When considered along with Barbie’s line of prom, party, patio, and outdoor sports accessories, the magazine underscores certain imbalances in American life. For Barbie is the queen of the body-beautiful worshipers. Skiing, surfing, dates, dances—the pastimes of today’s Cinderella—are glorified to the detriment of any cultural achievement. Barbie in a library? Never!
Barbie’s world is like an echo of one of W. S. Gilbert’s more sardonic love scenes: “I am prepared to give up all I have, my home . . . for thee; thou to surrender riches, honor, life, to please the fleeting fancies of my will. And why?
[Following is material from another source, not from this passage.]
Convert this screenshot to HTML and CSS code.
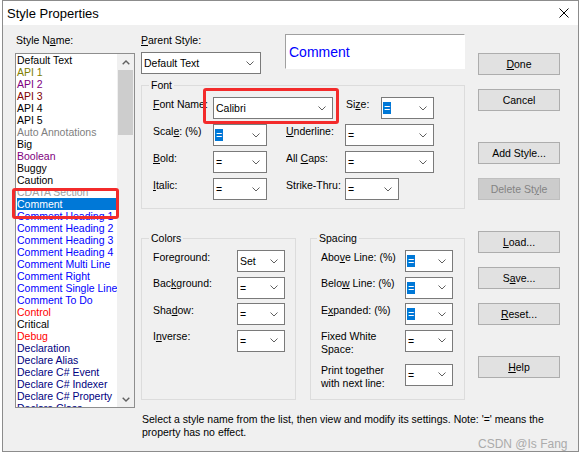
FILE: index.html
```html
<!DOCTYPE html>
<html lang="en">
<head>
    <meta charset="UTF-8">
    <title>Style Properties</title>
    <link rel="stylesheet" href="styles.css">
</head>
<body>
    <div class="window">
        <div class="titlebar">
            <span class="title">Style Properties</span>
            <svg class="close" viewBox="0 0 10 10"><path d="M0.5 0.5 L9.5 9.5 M9.5 0.5 L0.5 9.5"/></svg>
        </div>

        <div class="dialog">
            <div class="names">
                <div class="label">Style N<u>a</u>me:</div>
                <div class="listbox">
                    <ul class="items">
                        <li>Default Text</li>
                        <li class="c-olive">API 1</li>
                        <li class="c-purple">API 2</li>
                        <li class="c-maroon">API 3</li>
                        <li>API 4</li>
                        <li>API 5</li>
                        <li class="c-gray">Auto Annotations</li>
                        <li>Big</li>
                        <li class="c-purple">Boolean</li>
                        <li>Buggy</li>
                        <li>Caution</li>
                        <li class="c-silver">CDATA Section</li>
                        <li class="selected">Comment</li>
                        <li class="c-blue">Comment Heading 1</li>
                        <li class="c-blue">Comment Heading 2</li>
                        <li class="c-blue">Comment Heading 3</li>
                        <li class="c-blue">Comment Heading 4</li>
                        <li class="c-blue">Comment Multi Line</li>
                        <li class="c-blue">Comment Right</li>
                        <li class="c-blue">Comment Single Line</li>
                        <li class="c-blue">Comment To Do</li>
                        <li class="c-red">Control</li>
                        <li>Critical</li>
                        <li class="c-red">Debug</li>
                        <li class="c-navy">Declaration</li>
                        <li class="c-navy">Declare Alias</li>
                        <li class="c-navy">Declare C# Event</li>
                        <li class="c-navy">Declare C# Indexer</li>
                        <li class="c-navy">Declare C# Property</li>
                        <li class="c-navy">Declare Class</li>
                    </ul>
                    <div class="scrollbar">
                        <span class="scroll-btn"><svg viewBox="0 0 8 5"><path d="M0.7 4.3 L4 1 L7.3 4.3"/></svg></span>
                        <span class="thumb"></span>
                        <span class="track"></span>
                        <span class="scroll-btn"><svg viewBox="0 0 8 5"><path d="M0.7 0.7 L4 4 L7.3 0.7"/></svg></span>
                    </div>
                    <div class="mark mark-list"></div>
                </div>
            </div>

            <div class="main">
                <div class="upper">
                    <div class="settings">
                        <div class="top-row">
                            <div class="parent">
                                <div class="label"><u>P</u>arent Style:</div>
                                <div class="combo parent-combo">
                                    <span class="value">Default Text</span>
                                    <svg class="chev" viewBox="0 0 8 5"><path d="M0.5 0.5 L4 4 L7.5 0.5"/></svg>
                                </div>
                            </div>
                            <div class="preview">Comment</div>
                        </div>

                        <fieldset class="group font-group">
                            <legend>Font</legend>
                            <div class="rows">
                                <div class="row">
                                    <div class="label w-60"><u>F</u>ont Name:</div>
                                    <div class="combo-wrap">
                                        <div class="combo w-120">
                                            <span class="value">Calibri</span>
                                            <svg class="chev" viewBox="0 0 8 5"><path d="M0.5 0.5 L4 4 L7.5 0.5"/></svg>
                                        </div>
                                        <div class="mark mark-font"></div>
                                    </div>
                                    <div class="label w-35 gap-13">Si<u>z</u>e:</div>
                                    <div class="combo w-53">
                                        <span class="value sel">=</span>
                                        <svg class="chev" viewBox="0 0 8 5"><path d="M0.5 0.5 L4 4 L7.5 0.5"/></svg>
                                    </div>
                                </div>
                                <div class="row">
                                    <div class="label w-60">Scal<u>e</u>: (%)</div>
                                    <div class="combo w-54">
                                        <span class="value sel">=</span>
                                        <svg class="chev" viewBox="0 0 8 5"><path d="M0.5 0.5 L4 4 L7.5 0.5"/></svg>
                                    </div>
                                    <div class="label w-59 gap-19"><u>U</u>nderline:</div>
                                    <div class="combo w-89">
                                        <span class="value">=</span>
                                        <svg class="chev" viewBox="0 0 8 5"><path d="M0.5 0.5 L4 4 L7.5 0.5"/></svg>
                                    </div>
                                </div>
                                <div class="row">
                                    <div class="label w-60"><u>B</u>old:</div>
                                    <div class="combo w-54">
                                        <span class="value">=</span>
                                        <svg class="chev" viewBox="0 0 8 5"><path d="M0.5 0.5 L4 4 L7.5 0.5"/></svg>
                                    </div>
                                    <div class="label w-59 gap-19">All <u>C</u>aps:</div>
                                    <div class="combo w-89">
                                        <span class="value">=</span>
                                        <svg class="chev" viewBox="0 0 8 5"><path d="M0.5 0.5 L4 4 L7.5 0.5"/></svg>
                                    </div>
                                </div>
                                <div class="row">
                                    <div class="label w-60"><u>I</u>talic:</div>
                                    <div class="combo w-54">
                                        <span class="value">=</span>
                                        <svg class="chev" viewBox="0 0 8 5"><path d="M0.5 0.5 L4 4 L7.5 0.5"/></svg>
                                    </div>
                                    <div class="label w-59 gap-19">Strike-Thru:</div>
                                    <div class="combo w-54">
                                        <span class="value">=</span>
                                        <svg class="chev" viewBox="0 0 8 5"><path d="M0.5 0.5 L4 4 L7.5 0.5"/></svg>
                                    </div>
                                </div>
                            </div>
                        </fieldset>

                        <div class="group-row">
                            <fieldset class="group colors">
                                <legend>Colors</legend>
                                <div class="rows loose">
                                    <div class="row">
                                        <div class="label w-84">Fore<u>g</u>round:</div>
                                        <div class="combo w-48">
                                            <span class="value">Set</span>
                                            <svg class="chev" viewBox="0 0 8 5"><path d="M0.5 0.5 L4 4 L7.5 0.5"/></svg>
                                        </div>
                                    </div>
                                    <div class="row">
                                        <div class="label w-84">Bac<u>k</u>ground:</div>
                                        <div class="combo w-48">
                                            <span class="value">=</span>
                                            <svg class="chev" viewBox="0 0 8 5"><path d="M0.5 0.5 L4 4 L7.5 0.5"/></svg>
                                        </div>
                                    </div>
                                    <div class="row">
                                        <div class="label w-84">Sha<u>d</u>ow:</div>
                                        <div class="combo w-48">
                                            <span class="value">=</span>
                                            <svg class="chev" viewBox="0 0 8 5"><path d="M0.5 0.5 L4 4 L7.5 0.5"/></svg>
                                        </div>
                                    </div>
                                    <div class="row">
                                        <div class="label w-84">I<u>n</u>verse:</div>
                                        <div class="combo w-48">
                                            <span class="value">=</span>
                                            <svg class="chev" viewBox="0 0 8 5"><path d="M0.5 0.5 L4 4 L7.5 0.5"/></svg>
                                        </div>
                                    </div>
                                </div>
                            </fieldset>

                            <fieldset class="group spacing">
                                <legend>Spacing</legend>
                                <div class="rows loose">
                                    <div class="row">
                                        <div class="label w-84">Abo<u>v</u>e Line: (%)</div>
                                        <div class="combo w-48">
                                            <span class="value sel">=</span>
                                            <svg class="chev" viewBox="0 0 8 5"><path d="M0.5 0.5 L4 4 L7.5 0.5"/></svg>
                                        </div>
                                    </div>
                                    <div class="row">
                                        <div class="label w-84">Belo<u>w</u> Line: (%)</div>
                                        <div class="combo w-48">
                                            <span class="value sel">=</span>
                                            <svg class="chev" viewBox="0 0 8 5"><path d="M0.5 0.5 L4 4 L7.5 0.5"/></svg>
                                        </div>
                                    </div>
                                    <div class="row">
                                        <div class="label w-84">E<u>x</u>panded: (%)</div>
                                        <div class="combo w-48">
                                            <span class="value sel">=</span>
                                            <svg class="chev" viewBox="0 0 8 5"><path d="M0.5 0.5 L4 4 L7.5 0.5"/></svg>
                                        </div>
                                    </div>
                                    <div class="row">
                                        <div class="label two-line w-84">Fixed White<br>Space:</div>
                                        <div class="combo w-48">
                                            <span class="value">=</span>
                                            <svg class="chev" viewBox="0 0 8 5"><path d="M0.5 0.5 L4 4 L7.5 0.5"/></svg>
                                        </div>
                                    </div>
                                    <div class="row print-row">
                                        <div class="label two-line w-84">Print together<br>with next line:</div>
                                        <div class="combo w-48">
                                            <span class="value">=</span>
                                            <svg class="chev" viewBox="0 0 8 5"><path d="M0.5 0.5 L4 4 L7.5 0.5"/></svg>
                                        </div>
                                    </div>
                                </div>
                            </fieldset>
                        </div>
                    </div>

                    <div class="buttons">
                        <button class="btn"><u>D</u>one</button>
                        <button class="btn">Cancel</button>
                        <button class="btn sep">Add Style...</button>
                        <button class="btn" disabled>Delete St<u>y</u>le</button>
                        <button class="btn sep"><u>L</u>oad...</button>
                        <button class="btn">S<u>a</u>ve...</button>
                        <button class="btn"><u>R</u>eset...</button>
                        <button class="btn sep"><u>H</u>elp</button>
                    </div>
                </div>

                <p class="note">Select a style name from the list, then view and modify its settings. Note: '=' means the<br>property has no effect.</p>
            </div>
        </div>

        <div class="watermark">CSDN @Is Fang</div>
    </div>
</body>
</html>
```

FILE: styles.css
```css
body {
    margin: 0;
    background-color: #fff;
    font-family: "Liberation Sans", Arial, sans-serif;
    font-size: 10.5px;
    color: #000;
}
.window {
    position: relative;
    box-sizing: border-box;
    width: 577px;
    height: 452px;
    margin-left: 2px;
    border: 1px solid #8c8c8c;
    background-color: #f0f0f0;
}
.titlebar {
    display: flex;
    align-items: center;
    justify-content: space-between;
    height: 24px;
    padding: 0 9px 0 4px;
    background-color: #fff;
}
.title {
    font-size: 13px;
}
.close {
    width: 10px;
    height: 10px;
    fill: none;
    stroke: #000;
    stroke-width: 1;
}
.dialog {
    display: flex;
    padding: 9px 0 0 12px;
}
.label {
    line-height: 13px;
    white-space: nowrap;
}

/* style name list */
.names {
    width: 120px;
}
.names .label {
    margin-bottom: 6px;
    padding-left: 1px;
}
.listbox {
    position: relative;
    display: flex;
    box-sizing: border-box;
    height: 355px;
    border: 1px solid #8e8e8e;
    background-color: #fff;
}
.items {
    flex: 1;
    margin: 0;
    padding: 0;
    list-style: none;
    overflow: hidden;
}
.items li {
    height: 12px;
    line-height: 12px;
    margin-left: 1px;
    white-space: nowrap;
}
.items li.selected {
    background-color: #0078d7;
    color: #fff;
}
.c-olive { color: #808000; }
.c-purple { color: #800080; }
.c-maroon { color: #800000; }
.c-gray { color: #808080; }
.c-silver { color: #a0a0a0; }
.c-blue { color: #0000ff; }
.c-red { color: #ff0000; }
.c-navy { color: #000080; }
.scrollbar {
    display: flex;
    flex-direction: column;
    align-items: center;
    width: 17px;
    background-color: #f0f0f0;
}
.scroll-btn {
    display: flex;
    align-items: center;
    justify-content: center;
    width: 17px;
    height: 16px;
}
.scroll-btn svg {
    width: 8px;
    height: 5px;
    fill: none;
    stroke: #606060;
    stroke-width: 1.4;
}
.thumb {
    width: 15px;
    height: 65px;
    background-color: #cdcdcd;
}
.track {
    flex: 1;
}

/* red annotation boxes */
.mark {
    position: absolute;
    border: 3px solid #f32b2b;
    border-radius: 3px;
    pointer-events: none;
}
.mark-list {
    left: -4px;
    top: 134px;
    width: 101px;
    height: 25px;
}
.combo-wrap {
    position: relative;
}
.mark-font {
    top: -9px;
    left: -10px;
    right: -6px;
    bottom: -5px;
}

/* settings */
.main {
    margin-left: 6px;
}
.upper {
    display: flex;
}
.settings {
    width: 324px;
}
.top-row {
    display: flex;
    align-items: flex-start;
}
.parent .label {
    margin-bottom: 5px;
}
.parent-combo {
    width: 120px;
    height: 21px;
}
.preview {
    display: flex;
    align-items: center;
    box-sizing: border-box;
    width: 180px;
    height: 35px;
    margin-left: 24px;
    padding-left: 3px;
    border: 1px solid;
    border-color: #a0a0a0 #fff #fff #a0a0a0;
    background-color: #fff;
    color: #0000ff;
    font-size: 14px;
}
.combo {
    display: flex;
    align-items: center;
    justify-content: space-between;
    box-sizing: border-box;
    height: 22px;
    padding: 0 6px 0 2px;
    border: 1px solid #7a7a7a;
    background-color: #fff;
    flex: none;
}
.value {
    white-space: nowrap;
}
.value.sel {
    margin-left: -1px;
    padding: 0 1px;
    line-height: 12px;
    background-color: #0078d7;
    color: #fff;
}
.chev {
    width: 8px;
    height: 5px;
    flex: none;
    fill: none;
    stroke: #606060;
    stroke-width: 1;
}
.group {
    box-sizing: border-box;
    min-width: 0;
    margin: 0;
    padding: 5px 10px 8px 11px;
    border: 1px solid #dcdcdc;
}
.group legend {
    margin-left: -4px;
    padding: 0 2px;
    line-height: 13px;
}
.font-group {
    width: 324px;
    margin-top: 5px;
}
.rows {
    display: flex;
    flex-direction: column;
    gap: 5px;
}
.rows.loose {
    gap: 4.5px;
}
.row {
    display: flex;
    align-items: flex-start;
}
.row .label {
    padding-top: 0.5px;
}
.row .label.two-line {
    padding-top: 0;
}
.print-row {
    margin-top: 3.5px;
}
.group-row {
    display: flex;
    gap: 14px;
    margin-top: 23px;
}
.colors,
.spacing {
    width: 155px;
    padding-bottom: 9px;
}
.spacing {
    padding-left: 10px;
}
.w-35 { width: 35px; }
.w-48 { width: 48px; }
.w-53 { width: 53px; }
.w-54 { width: 54px; }
.w-59 { width: 59px; }
.w-60 { width: 60px; }
.w-84 { width: 84px; }
.w-89 { width: 89px; }
.w-120 { width: 120px; }
.gap-13 { margin-left: 13px; }
.gap-19 { margin-left: 19px; }

/* buttons */
.buttons {
    display: flex;
    flex-direction: column;
    width: 82px;
    margin-left: 13px;
    padding-top: 19px;
}
.btn {
    box-sizing: border-box;
    height: 22px;
    margin-top: 14px;
    padding: 0;
    border: 1px solid #adadad;
    background-color: #e1e1e1;
    font: inherit;
    color: #000;
}
.btn:first-child {
    margin-top: 0;
}
.btn.sep {
    margin-top: 31px;
}
.btn:disabled {
    background-color: #cccccc;
    border-color: #bfbfbf;
    color: #838383;
}
.note {
    margin: 13px 0 0;
    padding-left: 1px;
    line-height: 13px;
    white-space: nowrap;
}
.watermark {
    position: absolute;
    left: 475px;
    top: 436px;
    font-size: 12px;
    line-height: 14px;
    color: #ababab;
}
```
Because we’re comely specimens—not of our own, but Nature’s industry.”
If the Handlers were to take issue with any of these points, they would be more than justified in saying, “What do you want us to do? Make plain-looking dolls? Put Barbie in a library? Fine—why don’t you make it and lose
your
shirt? Who would buy such a toy?”
Who indeed?
There’s an old poker story about the newcomer who gets ready to collect a winning pot, only to be told that his cards are outranked by a house hand called an Old Cat: nothing matching. Later in the evening, when the stranger tries to rake in the pot with a similar quintet of worthless cards, he finds out that an Old Cat is good only once a night.
The plight of that luckless gambler is something like the position the toy industry found itself in a few years ago when the public outcry against war toys knocked the stuffing out of the toy gun business. Older toymen, raised in the belief that toy weapons would always sell, must have felt that the rules had been changed in midgame to ring in an Old Cat.